The growth trajectory is supported by Canada’s ageing population (workers aged 55+ are more likely to invest in ergonomic seating for chronic pain prevention) and by the expansion of provincial workplace safety programs that subsidise ergonomic assessments and chair purchases for small businesses. However, growth is not uniform: premium-tier revenue is growing at roughly double the pace of value-tier volume, implying that value growth will increasingly skew toward higher ASP segments. The market is large enough to support fierce competition among global brand owners, private-label programs, and emerging DTC players, but still fragmented enough that no single producer or retailer commands more than an estimated 15–18% share of national unit sales.
Demand by Segment and End Use
Demand in Canada is segmented by format type, application need state, and end-use sector. Core-format chairs (CAD 600–1,200) represent the largest single segment, accounting for an estimated 55–60% of unit sales. These are typically mid-range ergonomic chairs with adjustable lumbar, seat height, and tilt, sold through office superstores and online marketplaces. Premium-format chairs (CAD 1,200–2,500+), with full adjustability, high-end mesh or leather upholstery, and advanced lumbar support, make up roughly 15–20% of units but 30–35% of market value due to much higher average selling prices. Value-format chairs (CAD 300–600) serve the budget-conscious buyer and capture about 20–25% of unit volume, though their share has been slowly declining as consumers trade up.
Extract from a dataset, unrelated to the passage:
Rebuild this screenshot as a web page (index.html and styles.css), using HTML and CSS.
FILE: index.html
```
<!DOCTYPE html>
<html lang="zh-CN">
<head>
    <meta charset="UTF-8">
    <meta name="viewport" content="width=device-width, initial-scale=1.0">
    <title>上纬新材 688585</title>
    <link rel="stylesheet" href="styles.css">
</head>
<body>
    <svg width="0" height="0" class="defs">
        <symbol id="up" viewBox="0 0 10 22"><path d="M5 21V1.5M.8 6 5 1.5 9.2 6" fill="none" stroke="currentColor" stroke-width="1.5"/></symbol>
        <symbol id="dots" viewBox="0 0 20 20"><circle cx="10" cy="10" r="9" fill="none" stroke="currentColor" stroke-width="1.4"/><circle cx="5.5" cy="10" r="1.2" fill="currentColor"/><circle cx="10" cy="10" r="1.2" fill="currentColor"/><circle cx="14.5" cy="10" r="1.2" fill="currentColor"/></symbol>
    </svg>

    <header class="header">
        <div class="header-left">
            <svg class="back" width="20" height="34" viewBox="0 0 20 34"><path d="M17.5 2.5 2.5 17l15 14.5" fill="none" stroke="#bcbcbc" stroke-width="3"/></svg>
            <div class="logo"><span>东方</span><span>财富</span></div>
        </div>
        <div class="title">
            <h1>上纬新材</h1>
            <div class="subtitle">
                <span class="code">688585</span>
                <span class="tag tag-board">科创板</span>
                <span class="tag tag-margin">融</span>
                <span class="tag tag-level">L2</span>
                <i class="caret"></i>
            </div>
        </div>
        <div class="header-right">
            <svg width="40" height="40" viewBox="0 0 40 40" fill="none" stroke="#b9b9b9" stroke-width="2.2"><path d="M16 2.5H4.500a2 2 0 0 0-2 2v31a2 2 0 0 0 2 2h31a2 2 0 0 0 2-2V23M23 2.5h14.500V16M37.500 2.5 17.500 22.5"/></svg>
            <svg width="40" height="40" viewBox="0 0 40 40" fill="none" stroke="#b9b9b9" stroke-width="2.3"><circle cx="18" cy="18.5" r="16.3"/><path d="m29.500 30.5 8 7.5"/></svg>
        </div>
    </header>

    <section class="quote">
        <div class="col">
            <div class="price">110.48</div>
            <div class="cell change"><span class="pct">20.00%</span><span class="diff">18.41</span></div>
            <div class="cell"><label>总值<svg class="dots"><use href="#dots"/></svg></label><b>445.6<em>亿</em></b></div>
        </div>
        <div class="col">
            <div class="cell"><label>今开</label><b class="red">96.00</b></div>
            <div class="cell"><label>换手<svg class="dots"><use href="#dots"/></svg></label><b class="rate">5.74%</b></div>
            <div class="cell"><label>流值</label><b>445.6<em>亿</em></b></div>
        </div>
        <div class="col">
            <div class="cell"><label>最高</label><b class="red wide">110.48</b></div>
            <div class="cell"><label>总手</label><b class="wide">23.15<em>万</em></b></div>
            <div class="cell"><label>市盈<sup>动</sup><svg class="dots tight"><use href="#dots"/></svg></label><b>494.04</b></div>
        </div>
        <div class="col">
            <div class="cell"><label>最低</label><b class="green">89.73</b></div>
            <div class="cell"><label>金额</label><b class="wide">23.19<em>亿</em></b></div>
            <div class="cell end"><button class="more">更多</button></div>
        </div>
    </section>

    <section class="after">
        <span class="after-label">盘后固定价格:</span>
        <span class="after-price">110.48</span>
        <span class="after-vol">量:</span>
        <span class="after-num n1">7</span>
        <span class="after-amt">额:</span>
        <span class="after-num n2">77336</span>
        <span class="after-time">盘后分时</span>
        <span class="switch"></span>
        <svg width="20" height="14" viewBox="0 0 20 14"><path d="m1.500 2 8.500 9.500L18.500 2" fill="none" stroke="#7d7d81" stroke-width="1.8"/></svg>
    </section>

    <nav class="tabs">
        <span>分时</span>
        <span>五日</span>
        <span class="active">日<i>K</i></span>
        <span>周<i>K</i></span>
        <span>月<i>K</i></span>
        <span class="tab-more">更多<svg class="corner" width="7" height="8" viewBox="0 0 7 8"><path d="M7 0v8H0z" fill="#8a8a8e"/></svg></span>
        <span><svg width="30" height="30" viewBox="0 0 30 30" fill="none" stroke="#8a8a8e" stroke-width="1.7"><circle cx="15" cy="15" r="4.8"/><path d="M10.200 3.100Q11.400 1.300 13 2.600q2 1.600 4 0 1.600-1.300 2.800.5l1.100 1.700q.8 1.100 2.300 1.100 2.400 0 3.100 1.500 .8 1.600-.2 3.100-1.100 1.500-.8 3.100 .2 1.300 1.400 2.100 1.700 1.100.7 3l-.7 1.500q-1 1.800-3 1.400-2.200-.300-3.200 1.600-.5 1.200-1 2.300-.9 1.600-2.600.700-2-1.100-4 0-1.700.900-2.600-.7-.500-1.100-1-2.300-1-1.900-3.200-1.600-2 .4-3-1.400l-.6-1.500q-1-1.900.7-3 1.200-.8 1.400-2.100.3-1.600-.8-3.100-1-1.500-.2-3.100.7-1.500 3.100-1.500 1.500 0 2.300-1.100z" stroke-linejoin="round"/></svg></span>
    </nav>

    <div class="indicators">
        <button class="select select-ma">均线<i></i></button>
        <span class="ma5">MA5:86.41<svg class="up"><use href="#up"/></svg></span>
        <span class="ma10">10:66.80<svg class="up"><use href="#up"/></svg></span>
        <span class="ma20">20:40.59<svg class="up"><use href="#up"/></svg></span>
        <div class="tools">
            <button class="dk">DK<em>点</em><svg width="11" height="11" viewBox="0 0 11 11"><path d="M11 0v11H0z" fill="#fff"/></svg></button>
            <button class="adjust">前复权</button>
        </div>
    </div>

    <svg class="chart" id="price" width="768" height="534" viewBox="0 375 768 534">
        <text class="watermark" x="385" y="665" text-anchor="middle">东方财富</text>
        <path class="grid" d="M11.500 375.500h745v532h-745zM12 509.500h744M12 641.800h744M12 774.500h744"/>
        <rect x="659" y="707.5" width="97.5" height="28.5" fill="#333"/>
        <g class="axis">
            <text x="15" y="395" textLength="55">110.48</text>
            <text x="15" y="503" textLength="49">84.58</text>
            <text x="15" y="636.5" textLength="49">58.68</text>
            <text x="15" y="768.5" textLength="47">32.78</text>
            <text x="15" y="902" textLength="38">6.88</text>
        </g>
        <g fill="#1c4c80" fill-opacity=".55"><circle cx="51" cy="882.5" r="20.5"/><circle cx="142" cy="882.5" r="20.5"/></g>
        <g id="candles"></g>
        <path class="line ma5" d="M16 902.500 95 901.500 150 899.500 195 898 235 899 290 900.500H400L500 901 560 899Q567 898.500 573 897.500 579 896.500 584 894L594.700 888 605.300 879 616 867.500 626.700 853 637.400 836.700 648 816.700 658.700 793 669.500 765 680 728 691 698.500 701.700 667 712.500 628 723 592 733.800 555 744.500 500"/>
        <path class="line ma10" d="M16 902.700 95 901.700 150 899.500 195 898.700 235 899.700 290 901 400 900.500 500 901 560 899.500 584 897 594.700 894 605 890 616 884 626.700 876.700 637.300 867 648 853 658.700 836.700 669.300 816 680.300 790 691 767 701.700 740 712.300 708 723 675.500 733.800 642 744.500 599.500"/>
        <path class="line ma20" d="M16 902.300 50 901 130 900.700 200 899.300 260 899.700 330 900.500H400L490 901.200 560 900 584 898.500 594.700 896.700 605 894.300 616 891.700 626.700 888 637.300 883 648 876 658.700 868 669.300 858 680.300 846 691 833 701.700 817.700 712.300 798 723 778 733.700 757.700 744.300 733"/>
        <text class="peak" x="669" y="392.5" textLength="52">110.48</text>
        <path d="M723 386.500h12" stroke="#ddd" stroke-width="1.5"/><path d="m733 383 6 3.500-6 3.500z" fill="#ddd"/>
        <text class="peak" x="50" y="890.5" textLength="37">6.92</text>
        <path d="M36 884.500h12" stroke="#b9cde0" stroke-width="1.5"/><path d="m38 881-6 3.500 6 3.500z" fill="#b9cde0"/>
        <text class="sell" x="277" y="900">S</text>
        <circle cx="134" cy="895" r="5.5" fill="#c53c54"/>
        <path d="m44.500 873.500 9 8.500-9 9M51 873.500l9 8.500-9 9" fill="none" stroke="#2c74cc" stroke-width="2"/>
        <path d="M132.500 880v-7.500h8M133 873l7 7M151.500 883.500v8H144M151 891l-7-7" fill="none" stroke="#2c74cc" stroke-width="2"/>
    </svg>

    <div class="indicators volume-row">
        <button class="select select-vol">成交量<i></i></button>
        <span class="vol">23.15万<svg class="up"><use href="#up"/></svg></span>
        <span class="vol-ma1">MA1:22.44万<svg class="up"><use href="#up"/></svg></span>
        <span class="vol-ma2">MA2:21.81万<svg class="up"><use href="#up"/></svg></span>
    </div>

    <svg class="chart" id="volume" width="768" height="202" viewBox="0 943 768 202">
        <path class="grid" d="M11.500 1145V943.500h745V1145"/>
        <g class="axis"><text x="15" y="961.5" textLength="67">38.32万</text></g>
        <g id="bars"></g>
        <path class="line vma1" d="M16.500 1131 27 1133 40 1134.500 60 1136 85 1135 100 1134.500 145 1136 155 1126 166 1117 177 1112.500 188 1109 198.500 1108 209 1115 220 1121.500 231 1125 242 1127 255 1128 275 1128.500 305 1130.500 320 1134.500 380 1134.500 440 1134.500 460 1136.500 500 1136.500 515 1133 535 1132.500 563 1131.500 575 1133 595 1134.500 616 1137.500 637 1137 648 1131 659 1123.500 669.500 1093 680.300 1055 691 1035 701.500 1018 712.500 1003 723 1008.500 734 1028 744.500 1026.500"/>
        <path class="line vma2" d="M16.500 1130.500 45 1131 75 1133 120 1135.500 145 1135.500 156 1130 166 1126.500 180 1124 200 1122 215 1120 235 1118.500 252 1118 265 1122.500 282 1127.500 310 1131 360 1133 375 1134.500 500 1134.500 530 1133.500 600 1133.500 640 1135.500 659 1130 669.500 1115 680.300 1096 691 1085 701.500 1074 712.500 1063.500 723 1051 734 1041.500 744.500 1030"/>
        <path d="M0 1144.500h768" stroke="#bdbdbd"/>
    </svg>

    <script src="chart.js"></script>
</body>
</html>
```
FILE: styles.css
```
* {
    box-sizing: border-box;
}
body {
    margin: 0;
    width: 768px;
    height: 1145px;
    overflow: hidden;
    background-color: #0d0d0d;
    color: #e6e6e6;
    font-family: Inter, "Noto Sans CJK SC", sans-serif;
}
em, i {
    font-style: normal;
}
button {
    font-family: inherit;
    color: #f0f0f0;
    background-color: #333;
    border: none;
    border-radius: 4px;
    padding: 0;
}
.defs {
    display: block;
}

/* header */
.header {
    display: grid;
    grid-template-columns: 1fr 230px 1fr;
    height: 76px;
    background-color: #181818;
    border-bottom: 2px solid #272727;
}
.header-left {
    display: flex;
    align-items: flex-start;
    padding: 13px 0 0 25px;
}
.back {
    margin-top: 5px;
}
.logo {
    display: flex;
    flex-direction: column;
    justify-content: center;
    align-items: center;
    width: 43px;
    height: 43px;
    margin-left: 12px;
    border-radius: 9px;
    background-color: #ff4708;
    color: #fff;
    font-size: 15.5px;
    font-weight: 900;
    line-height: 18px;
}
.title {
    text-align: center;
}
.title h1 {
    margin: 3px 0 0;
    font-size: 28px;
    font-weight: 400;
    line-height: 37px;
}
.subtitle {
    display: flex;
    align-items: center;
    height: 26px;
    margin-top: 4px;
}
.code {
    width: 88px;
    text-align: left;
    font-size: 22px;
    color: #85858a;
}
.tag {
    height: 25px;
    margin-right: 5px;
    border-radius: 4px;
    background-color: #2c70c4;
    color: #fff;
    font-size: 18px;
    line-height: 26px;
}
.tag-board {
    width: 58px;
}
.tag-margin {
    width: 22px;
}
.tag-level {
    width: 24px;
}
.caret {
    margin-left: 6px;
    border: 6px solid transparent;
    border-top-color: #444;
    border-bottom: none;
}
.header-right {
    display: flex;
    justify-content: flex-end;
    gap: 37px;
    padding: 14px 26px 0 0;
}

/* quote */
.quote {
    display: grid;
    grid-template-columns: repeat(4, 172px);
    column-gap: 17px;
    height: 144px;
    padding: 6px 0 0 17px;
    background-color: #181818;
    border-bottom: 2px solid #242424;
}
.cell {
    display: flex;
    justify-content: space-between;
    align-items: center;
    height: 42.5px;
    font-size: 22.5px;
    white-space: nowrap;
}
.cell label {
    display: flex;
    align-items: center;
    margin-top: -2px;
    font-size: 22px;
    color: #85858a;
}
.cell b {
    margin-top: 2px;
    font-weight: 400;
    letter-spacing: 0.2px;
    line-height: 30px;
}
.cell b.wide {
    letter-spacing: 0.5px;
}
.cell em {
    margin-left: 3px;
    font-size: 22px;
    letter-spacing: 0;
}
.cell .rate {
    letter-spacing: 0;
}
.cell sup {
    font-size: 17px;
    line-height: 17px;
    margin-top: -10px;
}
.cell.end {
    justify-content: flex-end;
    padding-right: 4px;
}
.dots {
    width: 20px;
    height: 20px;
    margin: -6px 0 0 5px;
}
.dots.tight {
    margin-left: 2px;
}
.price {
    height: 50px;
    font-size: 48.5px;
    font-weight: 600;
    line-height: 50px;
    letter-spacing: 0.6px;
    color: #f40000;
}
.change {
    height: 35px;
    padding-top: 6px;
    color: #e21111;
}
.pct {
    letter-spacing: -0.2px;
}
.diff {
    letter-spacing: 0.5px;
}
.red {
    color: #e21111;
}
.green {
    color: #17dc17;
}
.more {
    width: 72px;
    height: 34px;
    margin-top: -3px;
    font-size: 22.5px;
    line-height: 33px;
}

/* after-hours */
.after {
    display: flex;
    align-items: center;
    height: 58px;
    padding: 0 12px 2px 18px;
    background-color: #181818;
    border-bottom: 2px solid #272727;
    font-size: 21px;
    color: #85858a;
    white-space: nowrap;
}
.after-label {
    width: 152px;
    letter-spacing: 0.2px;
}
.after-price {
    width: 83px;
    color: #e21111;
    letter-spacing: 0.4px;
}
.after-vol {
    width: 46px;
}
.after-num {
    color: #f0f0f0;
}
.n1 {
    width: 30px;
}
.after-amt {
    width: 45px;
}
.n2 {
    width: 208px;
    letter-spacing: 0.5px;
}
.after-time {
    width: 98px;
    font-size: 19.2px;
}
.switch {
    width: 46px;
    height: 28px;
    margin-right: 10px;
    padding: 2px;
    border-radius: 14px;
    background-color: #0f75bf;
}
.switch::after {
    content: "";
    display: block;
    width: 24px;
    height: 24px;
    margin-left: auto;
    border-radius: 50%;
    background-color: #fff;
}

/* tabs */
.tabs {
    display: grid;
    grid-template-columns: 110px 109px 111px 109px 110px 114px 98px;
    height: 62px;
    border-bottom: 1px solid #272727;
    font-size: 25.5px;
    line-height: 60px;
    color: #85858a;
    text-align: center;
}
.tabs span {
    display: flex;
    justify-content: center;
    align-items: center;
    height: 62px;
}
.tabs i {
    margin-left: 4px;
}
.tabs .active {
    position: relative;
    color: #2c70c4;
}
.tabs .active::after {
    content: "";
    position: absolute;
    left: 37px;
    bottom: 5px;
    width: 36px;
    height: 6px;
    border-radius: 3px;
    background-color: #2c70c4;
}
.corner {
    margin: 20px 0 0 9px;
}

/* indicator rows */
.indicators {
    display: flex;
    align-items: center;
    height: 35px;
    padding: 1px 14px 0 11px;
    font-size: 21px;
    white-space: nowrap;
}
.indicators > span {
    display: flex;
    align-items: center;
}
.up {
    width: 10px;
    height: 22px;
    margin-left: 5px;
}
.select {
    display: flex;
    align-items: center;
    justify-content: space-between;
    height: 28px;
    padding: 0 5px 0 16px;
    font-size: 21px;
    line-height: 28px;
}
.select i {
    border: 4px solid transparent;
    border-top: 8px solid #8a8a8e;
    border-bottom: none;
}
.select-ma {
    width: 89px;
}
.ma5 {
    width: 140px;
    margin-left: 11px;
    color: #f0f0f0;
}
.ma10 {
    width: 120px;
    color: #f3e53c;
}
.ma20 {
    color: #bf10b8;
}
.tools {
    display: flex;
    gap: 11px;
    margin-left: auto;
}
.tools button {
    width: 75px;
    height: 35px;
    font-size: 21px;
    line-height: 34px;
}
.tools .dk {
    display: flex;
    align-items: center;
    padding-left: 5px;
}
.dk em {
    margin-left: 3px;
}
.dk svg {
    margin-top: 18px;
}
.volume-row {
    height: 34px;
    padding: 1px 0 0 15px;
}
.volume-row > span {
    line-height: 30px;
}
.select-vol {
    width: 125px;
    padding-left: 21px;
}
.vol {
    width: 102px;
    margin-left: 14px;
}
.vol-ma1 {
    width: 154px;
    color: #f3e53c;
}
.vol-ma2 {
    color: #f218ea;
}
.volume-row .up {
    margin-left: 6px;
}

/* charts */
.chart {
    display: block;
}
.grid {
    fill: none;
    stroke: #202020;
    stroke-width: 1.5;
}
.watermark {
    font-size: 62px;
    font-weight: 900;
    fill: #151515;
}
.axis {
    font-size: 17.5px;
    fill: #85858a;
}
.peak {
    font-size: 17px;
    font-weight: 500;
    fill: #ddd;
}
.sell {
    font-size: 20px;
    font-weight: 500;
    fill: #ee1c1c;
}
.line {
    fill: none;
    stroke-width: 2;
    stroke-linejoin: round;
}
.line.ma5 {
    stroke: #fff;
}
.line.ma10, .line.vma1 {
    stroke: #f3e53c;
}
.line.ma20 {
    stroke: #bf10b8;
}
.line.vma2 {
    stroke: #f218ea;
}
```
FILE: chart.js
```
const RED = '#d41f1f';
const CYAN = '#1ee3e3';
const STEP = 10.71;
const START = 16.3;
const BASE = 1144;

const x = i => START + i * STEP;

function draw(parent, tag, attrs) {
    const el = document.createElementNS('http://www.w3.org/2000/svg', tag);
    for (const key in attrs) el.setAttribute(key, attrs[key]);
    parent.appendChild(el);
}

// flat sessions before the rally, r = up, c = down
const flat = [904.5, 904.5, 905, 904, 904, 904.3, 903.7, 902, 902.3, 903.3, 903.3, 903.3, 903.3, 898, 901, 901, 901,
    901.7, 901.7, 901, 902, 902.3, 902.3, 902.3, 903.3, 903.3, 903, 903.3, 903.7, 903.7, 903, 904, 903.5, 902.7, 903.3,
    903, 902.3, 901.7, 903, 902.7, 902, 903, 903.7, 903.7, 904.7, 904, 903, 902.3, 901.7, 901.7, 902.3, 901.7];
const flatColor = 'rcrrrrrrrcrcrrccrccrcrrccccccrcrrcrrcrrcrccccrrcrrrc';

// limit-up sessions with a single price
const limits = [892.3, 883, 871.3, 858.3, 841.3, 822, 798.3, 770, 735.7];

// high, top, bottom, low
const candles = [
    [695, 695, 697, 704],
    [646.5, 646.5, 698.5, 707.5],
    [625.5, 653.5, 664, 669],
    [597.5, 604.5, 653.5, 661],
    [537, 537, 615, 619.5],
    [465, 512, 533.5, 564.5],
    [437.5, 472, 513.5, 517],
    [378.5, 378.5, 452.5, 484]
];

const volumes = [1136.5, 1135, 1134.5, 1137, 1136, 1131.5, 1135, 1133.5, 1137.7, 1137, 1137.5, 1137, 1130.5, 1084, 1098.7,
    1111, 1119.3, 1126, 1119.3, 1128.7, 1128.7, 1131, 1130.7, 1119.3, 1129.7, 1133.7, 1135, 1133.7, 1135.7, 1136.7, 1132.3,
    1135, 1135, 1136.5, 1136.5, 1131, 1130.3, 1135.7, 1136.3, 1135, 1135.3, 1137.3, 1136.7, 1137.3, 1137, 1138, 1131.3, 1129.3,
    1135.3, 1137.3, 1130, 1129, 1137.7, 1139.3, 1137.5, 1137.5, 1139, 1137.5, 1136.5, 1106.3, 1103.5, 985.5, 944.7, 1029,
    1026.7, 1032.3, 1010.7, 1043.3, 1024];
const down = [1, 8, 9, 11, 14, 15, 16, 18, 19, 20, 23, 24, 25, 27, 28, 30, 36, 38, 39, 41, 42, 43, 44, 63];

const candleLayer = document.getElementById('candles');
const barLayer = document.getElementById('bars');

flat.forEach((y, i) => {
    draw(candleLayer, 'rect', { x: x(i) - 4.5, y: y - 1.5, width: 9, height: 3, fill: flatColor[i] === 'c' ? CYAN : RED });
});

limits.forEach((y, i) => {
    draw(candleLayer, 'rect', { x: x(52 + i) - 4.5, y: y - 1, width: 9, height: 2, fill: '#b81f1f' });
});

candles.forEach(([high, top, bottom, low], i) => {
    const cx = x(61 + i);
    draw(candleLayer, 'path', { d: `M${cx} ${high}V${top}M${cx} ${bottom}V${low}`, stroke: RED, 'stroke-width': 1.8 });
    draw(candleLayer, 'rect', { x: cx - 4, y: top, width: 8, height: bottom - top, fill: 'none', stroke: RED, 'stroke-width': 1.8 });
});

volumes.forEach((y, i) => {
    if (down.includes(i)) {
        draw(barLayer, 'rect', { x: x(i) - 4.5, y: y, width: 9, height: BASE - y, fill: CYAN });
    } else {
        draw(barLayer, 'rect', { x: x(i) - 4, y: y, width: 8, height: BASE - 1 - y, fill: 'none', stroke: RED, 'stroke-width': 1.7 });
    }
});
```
Application-based need states further refine the landscape. Daily-use home-office buyers (the largest need state) drive steady core-tier demand. Convenience and on-the-go needs are less relevant for this durable product. The health/care/performance need state is a major growth driver: workers with back pain, physiotherapist recommendations, or employer wellness budgets increasingly specify premium ergonomic features. Premium indulgence occasions, where the chair is seen as a status piece or a home-office “statement,” are rare but high-ASP.
End-use sectors include core consumer households (by far the largest), premium shoppers (higher disposable income, smaller household count but high spend), value-oriented shoppers (students, low-income workers), and digital-first consumers who buy entirely online and rely heavily on reviews and virtual try-on tools.
Prices and Cost Drivers
Pricing in Canada’s adjustable ergonomic chair market is structured in three primary tiers. The value tier ranges from CAD 300 to CAD 600, typically covering private-label models from IKEA, Amazon Basics, or discount office supplies. The core tier spans CAD 600 to CAD 1,200, where most branded mid-range models (e.g., Steelcase Series 1, Herman Miller Sayl, Haworth Soji) compete. The premium tier starts at CAD 1,200 and extends to over CAD 2,500 for top-spec chairs (Herman Miller Aeron, Steelcase Gesture, Embody). Promotion-adjusted net pricing is common: retailers frequently offer 15–25% discounts during back-to-school, Black Friday, and office-refresh seasons, effectively lowering average transaction prices by about 10% relative to list.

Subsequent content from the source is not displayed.